Indirectly, yes—via tides influencing ocean mixing and sea surface temperature, which can modulate regional atmospheric circulation over weeks/months. But the Moon contributes no direct kinetic energy to winds. Observed lunar correlations (e.g., slight pressure variations) are <0.1% of solar-driven signals.
Can wind power cause long-term climate change?
No evidence supports this. A 2024 PNAS study analyzing 10 years of reanalysis data across Europe found no statistically significant trend in regional wind speed, temperature, or precipitation attributable to wind farm expansion—even in Denmark (43% wind share) and Germany (27% wind share).
Why do some places have stronger winds than others?
Differences arise from solar heating contrasts amplified by geography: coastal zones (land-sea temperature differentials), mountain passes (channeling), and high-latitude fronts (polar vs. tropical air mass collisions). These are all solar-driven thermodynamic phenomena—not inherent “wind resources” independent of the sun.
Is wind energy renewable because wind never runs out?
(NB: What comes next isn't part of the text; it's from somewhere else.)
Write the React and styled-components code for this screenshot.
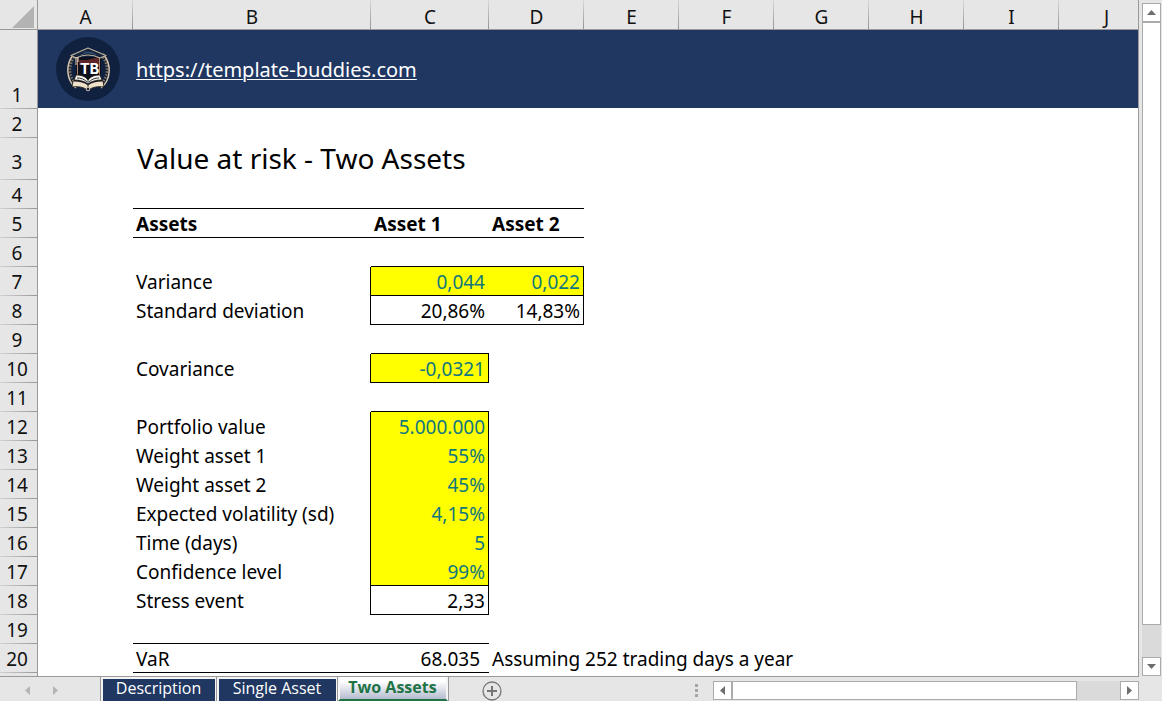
import React from "react";
import styled, { createGlobalStyle } from "styled-components";

const GlobalStyle = createGlobalStyle`
  * { box-sizing: border-box; }
  body {
    margin: 0;
    background: #e6e6e6;
    font-family: "Noto Sans", "Liberation Sans", sans-serif;
    font-variant-ligatures: none;
  }
  button { padding: 0; font: inherit; }
`;

const NAVY = "#203762";
const LINE = "#999999";

const Workbook = styled.div`
  height: 100vh;
  display: flex;
  flex-direction: column;
  overflow: hidden;
`;

const Body = styled.div`
  flex: 1;
  min-height: 0;
  display: flex;
`;

const Grid = styled.main`
  flex: 1;
  min-width: 0;
  overflow: hidden;
  background: #ffffff;
  border-right: 1px solid ${LINE};
`;

const Sheet = styled.table`
  width: 100%;
  min-width: 1154px;
  table-layout: fixed;
  border-collapse: separate;
  border-spacing: 0;
  font-size: 19px;
  line-height: 28px;
`;

const Col = styled.col`
  width: ${(p) => p.$w};
`;

const Corner = styled.td`
  height: 30px;
  padding: 5px 3px 0 0;
  background: #e6e6e6;
  border-right: 1px solid ${LINE};
  border-bottom: 1px solid ${LINE};
  svg { display: block; margin-left: auto; }
`;

const ColumnHead = styled.th`
  height: 30px;
  padding: 5px 0 0;
  font-weight: 400;
  line-height: 24px;
  color: #111111;
  border-bottom: 1px solid ${LINE};
  background:
    linear-gradient(to bottom, #d8d8d8, #929292) right / 1px 100% no-repeat,
    #e6e6e6;
`;

const RowHead = styled.th`
  height: ${(p) => p.$h}px;
  padding: 0 3px ${(p) => (p.$lift ? 4 : 0)}px 0;
  font-weight: 400;
  vertical-align: bottom;
  color: #111111;
  border-right: 1px solid ${LINE};
  background:
    linear-gradient(to right, #d0d0d0, #999999) bottom / 100% 1px no-repeat,
    #e6e6e6;
`;

const Cell = styled.td`
  padding: ${(p) => (p.$indent ? "1px 9px 0 3px" : "1px 4px 0 3px")};
  white-space: nowrap;
  text-align: ${(p) => (p.$right ? "right" : "left")};
  font-weight: ${(p) => (p.$bold ? 700 : 400)};
  color: ${(p) => (p.$input ? "#12777f" : "#000000")};
  background:
    linear-gradient(${(p) => (p.$edge ? "#000000, #000000" : "transparent, transparent")}) right / 1px 100% no-repeat,
    linear-gradient(${(p) => (p.$rule ? "#000000, #000000" : "transparent, transparent")}) bottom / 100% 1px no-repeat,
    ${(p) => (p.$input ? "#ffff00" : "transparent")};
`;

const TitleCell = styled(Cell)`
  padding: 0 4px 2px;
  font-size: 28px;
  line-height: 40px;
  h1 { margin: 0; font: inherit; }
`;

const Banner = styled.td`
  padding: ${(p) => (p.$logo ? "0 0 0 18px" : "1px 3px 0")};
  background: ${NAVY};
  background-clip: padding-box;
  border-bottom: 1px solid transparent;
  svg { display: block; }
`;

const SiteLink = styled.a`
  color: #ffffff;
  font-size: 20px;
  text-decoration: underline;
  text-decoration-thickness: 1px;
  text-underline-offset: 2px;
`;

const VerticalBar = styled.div`
  width: 23px;
  padding: 3px 1px 0 3px;
  display: flex;
  flex-direction: column;
  background: #e6e6e6;
`;

const ScrollButton = styled.button`
  width: 19px;
  height: 19px;
  flex: none;
  display: flex;
  align-items: center;
  justify-content: center;
  background: #ffffff;
  border: 1px solid #ababab;
`;

const Track = styled.div`
  flex: 1;
  min-width: 0;
  min-height: 0;
  display: flex;
  flex-direction: ${(p) => (p.$vertical ? "column" : "row")};
  background: #dadada;
`;

const Thumb = styled.div`
  flex: 0 0 ${(p) => p.$size};
  background: #ffffff;
  border: 1px solid #ababab;
`;

const BottomBar = styled.footer`
  height: 25px;
  flex: none;
  display: flex;
  background: #e6e6e6;
`;

const BottomMain = styled.div`
  flex: 1;
  min-width: 0;
  display: flex;
  justify-content: space-between;
  border-top: 1px solid ${LINE};
`;

const Tabs = styled.nav`
  display: flex;
  align-items: stretch;
`;

const Arrows = styled.div`
  width: 101px;
  padding: 3px 0 0 18px;
  display: flex;
  align-items: center;
  gap: 10px;
`;

const ArrowButton = styled.button`
  width: 18px;
  height: 18px;
  display: flex;
  align-items: center;
  justify-content: center;
  background: none;
  border: 0;
`;

const Tab = styled.button`
  width: ${(p) => p.$w}px;
  padding: 0 1px ${(p) => (p.$active ? 2 : 6)}px 0;
  font-family: "Open Sans", "Noto Sans", sans-serif;
  font-size: 16px;
  line-height: 18px;
  font-weight: ${(p) => (p.$active ? 700 : 400)};
  color: ${(p) => (p.$active ? "#217346" : "#ffffff")};
  white-space: nowrap;
  background: ${(p) => (p.$active ? "linear-gradient(#ffffff 20%, #b4bbce)" : NAVY)};
  background-clip: padding-box;
  border: solid #f4f4f4;
  border-width: ${(p) => (p.$active ? "0 2px 2px" : "2px 2px 0")};
  border-bottom-color: #217346;
  box-shadow: -1px 0 ${LINE}, 1px 0 ${(p) => (p.$active ? LINE : "transparent")};
`;

const AddButton = styled.button`
  width: 20px;
  margin: 4px 0 0 34px;
  background: none;
  border: 0;
  svg { display: block; }
`;

const HorizontalBar = styled.div`
  width: 445px;
  padding: 4px 0 0;
  display: flex;
  align-items: flex-start;
`;

const Grip = styled.div`
  width: 19px;
  height: 19px;
  padding-left: 1px;
  display: flex;
  align-items: center;
`;

const Filler = styled.div`
  width: 23px;
`;

const HTrack = styled(Track)`
  height: 19px;
`;

const triangles = {
  up: "M0 5h9L4.500 0z",
  down: "M0 0h9L4.500 5z",
  left: "M5 0v9L0 4.500z",
  right: "M0 0v9L5 4.500z",
};

function Triangle({ dir, color = "#6e6e6e" }) {
  const flat = dir === "up" || dir === "down";
  return (
    <svg width={flat ? 9 : 5} height={flat ? 5 : 9} aria-hidden="true">
      <path d={triangles[dir]} fill={color} />
    </svg>
  );
}

function Logo() {
  return (
    <svg width="64" height="64" viewBox="0 0 64 64" role="img" aria-label="Template Buddies">
      <circle cx="32" cy="32" r="32" fill="#10213f" />
      <path d="M18 17C9 27 10 43 20 51M47 17C56 27 55 43 45 51" fill="none" stroke="#d9c6ad" strokeWidth="1.500" />
      <path d="M18 20C12 29 13 40 20 47M47 20C53 29 52 40 45 47" fill="none" stroke="#85785e" strokeWidth="2.500" strokeDasharray="1.500 1.500" />
      <path d="M20 20h25v24H20z" fill="#0b101c" />
      <path d="M31 23l12-3v8H23v-5z" fill="#5c2529" />
      <path d="M43.500 21v21M21.500 20v21" stroke="#b08a72" strokeWidth="1" />
      <path d="M15 18.500L32 11l18 7.500-6 2.500c-8-4-16-4-24 0z" fill="#17243b" stroke="#bdb29f" strokeWidth="1.200" strokeLinejoin="round" />
      <path d="M25 18c5-3 10-3 15 0M28 15l9 1" fill="none" stroke="#345577" />
      <path d="M20 20v8M22 20v5" stroke="#ead9bd" strokeWidth="1" />
      <text x="33.500" y="37" textAnchor="middle" fontFamily="Liberation Mono, monospace" fontSize="16" fontWeight="700" fill="#ffffff">TB</text>
      <path d="M20 38c5 0 9 1 12 5 3-4 7-5 12-5l2 5c-6 0-10 1-14 4-4-3-8-4-14-4z" fill="#f4f0e8" stroke="#17130f" strokeWidth="0.800" />
      <path d="M17 44c6 0 11 1 15 4 4-3 9-4 15-4l1 6c-6-1-11 0-16 3-5-3-10-4-16-3z" fill="#efe1ca" stroke="#17130f" strokeWidth="0.800" />
      <path d="M32 43v9M21 41c4 0 7 1 10 4M43 41c-4 0-7 1-10 4" fill="none" stroke="#18202d" strokeWidth="0.900" />
      <circle cx="32" cy="52" r="1.800" fill="#10213f" stroke="#d9c6ad" />
    </svg>
  );
}

const columns = ["A", "B", "C", "D", "E", "F", "G", "H", "I", "J"];
const widths = ["38px", "95px", "238px", "118px", "95px", "95px", "95px", "95px", "95px", "95px", "auto"];

const rows = [
  { n: 4, rule: 3 },
  { n: 5, rule: 3, bold: true, b: "Assets", c: { t: "Asset 1" }, d: { t: "Asset 2" } },
  { n: 6, boxTop: 2 },
  { n: 7, b: "Variance", box: true, c: { t: "0,044", input: true, rule: true }, d: { t: "0,022", input: true, rule: true, edge: true } },
  { n: 8, b: "Standard deviation", box: true, c: { t: "20,86%", right: true, rule: true }, d: { t: "14,83%", right: true, rule: true, edge: true } },
  { n: 9, boxTop: 1 },
  { n: 10, b: "Covariance", box: true, c: { t: "-0,0321", input: true, rule: true, edge: true } },
  { n: 11, boxTop: 1 },
  { n: 12, b: "Portfolio value", box: true, c: { t: "5.000.000", input: true, edge: true } },
  { n: 13, b: "Weight asset 1", box: true, c: { t: "55%", input: true, edge: true } },
  { n: 14, b: "Weight asset 2", box: true, c: { t: "45%", input: true, edge: true } },
  { n: 15, b: "Expected volatility (sd)", box: true, c: { t: "4,15%", input: true, edge: true } },
  { n: 16, b: "Time (days)", box: true, c: { t: "5", input: true, edge: true } },
  { n: 17, b: "Confidence level", box: true, c: { t: "99%", input: true, edge: true, rule: true } },
  { n: 18, b: "Stress event", box: true, c: { t: "2,33", right: true, edge: true, rule: true } },
  { n: 19, rule: 2 },
  { n: 20, rule: 2, b: "VaR", c: { t: "68.035", right: true, indent: true }, d: { t: "Assuming 252 trading days a year" } },
];

function ValueCell({ cell = {}, bold, rule }) {
  return (
    <Cell
      $bold={bold}
      $input={cell.input}
      $right={cell.right || cell.input}
      $indent={cell.indent}
      $edge={cell.edge}
      $rule={cell.rule || rule}
    >
      {cell.t}
    </Cell>
  );
}

function SheetRow({ row }) {
  const { n, b, c, d, bold, box, rule = 0, boxTop = 0 } = row;
  return (
    <tr>
      <RowHead scope="row" $h={29}>{n}</RowHead>
      <Cell />
      <Cell $bold={bold} $edge={box} $rule={rule > 0}>{b}</Cell>
      <ValueCell cell={c} bold={bold} rule={rule > 1 || boxTop > 0} />
      <ValueCell cell={d} bold={bold} rule={rule > 2 || boxTop > 1} />
      <Cell colSpan={6} />
    </tr>
  );
}

export default function App() {
  return (
    <Workbook>
      <GlobalStyle />
      <Body>
        <Grid>
          <Sheet>
            <colgroup>
              {widths.map((w, i) => <Col key={i} $w={w} />)}
            </colgroup>
            <thead>
              <tr>
                <Corner>
                  <svg width="22" height="22" aria-hidden="true">
                    <path d="M22 0v22H0z" fill="#b3b3b3" />
                  </svg>
                </Corner>
                {columns.map((name) => <ColumnHead key={name} scope="col">{name}</ColumnHead>)}
              </tr>
            </thead>
            <tbody>
              <tr>
                <RowHead scope="row" $h={79}>1</RowHead>
                <Banner $logo><Logo /></Banner>
                <Banner colSpan={9}>
                  <SiteLink href="https://template-buddies.com">https://template-buddies.com</SiteLink>
                </Banner>
              </tr>
              <tr>
                <RowHead scope="row" $h={29}>2</RowHead>
                <Cell colSpan={10} />
              </tr>
              <tr>
                <RowHead scope="row" $h={42} $lift>3</RowHead>
                <Cell />
                <TitleCell colSpan={9}><h1>Value at risk - Two Assets</h1></TitleCell>
              </tr>
              {rows.map((row) => <SheetRow key={row.n} row={row} />)}
              <tr>
                <RowHead $h={29} />
                <Cell colSpan={10} />
              </tr>
            </tbody>
          </Sheet>
        </Grid>
        <VerticalBar>
          <ScrollButton aria-label="Scroll up"><Triangle dir="up" /></ScrollButton>
          <Track $vertical><Thumb $size="95%" /></Track>
          <ScrollButton aria-label="Scroll down"><Triangle dir="down" /></ScrollButton>
        </VerticalBar>
      </Body>
      <BottomBar>
        <BottomMain>
          <Tabs aria-label="Sheets">
            <Arrows>
              <ArrowButton aria-label="Previous sheet"><Triangle dir="left" color="#b5b5b5" /></ArrowButton>
              <ArrowButton aria-label="Next sheet"><Triangle dir="right" color="#b5b5b5" /></ArrowButton>
            </Arrows>
            <Tab $w={116}>Description</Tab>
            <Tab $w={121}>Single Asset</Tab>
            <Tab $w={110} $active aria-current="page">Two Assets</Tab>
            <AddButton aria-label="New sheet">
              <svg width="20" height="20" fill="none" stroke="#767676">
                <circle cx="10" cy="10" r="9" strokeWidth="1.300" />
                <path d="M10 5v10M5 10h10" strokeWidth="2" />
              </svg>
            </AddButton>
          </Tabs>
          <HorizontalBar>
            <Grip>
              <svg width="3" height="13" fill="#a6a6a6" aria-hidden="true">
                <path d="M0 0h3v3H0zM0 5h3v3H0zM0 10h3v3H0z" />
              </svg>
            </Grip>
            <ScrollButton aria-label="Scroll left"><Triangle dir="left" /></ScrollButton>
            <HTrack><Thumb $size="89%" /></HTrack>
            <ScrollButton aria-label="Scroll right"><Triangle dir="right" /></ScrollButton>
          </HorizontalBar>
        </BottomMain>
        <Filler />
      </BottomBar>
    </Workbook>
  );
}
Yes—but not because wind is infinite. It’s renewable because solar input is continuous on human timescales (barring stellar evolution in ~5 billion years). As long as the sun shines, atmospheric circulation persists. Fossil fuels are finite; wind’s fuel source is not.
Do wind turbines reduce rainfall or cause droughts?
No. A 2022 study in Environmental Research Letters modeled turbine impacts across the U.S. Great Plains and found changes in evapotranspiration and cloud formation were <0.02 mm/day—orders of magnitude smaller than natural variability and measurement uncertainty.
Why don’t we build wind farms in the jet stream?
Jet stream winds (9–12 km altitude) reach 100+ km/h, but accessing them requires airborne turbines or tethered systems—currently impractical. Energy density is high, but infrastructure, maintenance, aviation safety, and transmission losses make it uneconomical. Current tech focuses on the 100–200 m layer, where >95% of commercial wind energy is harvested.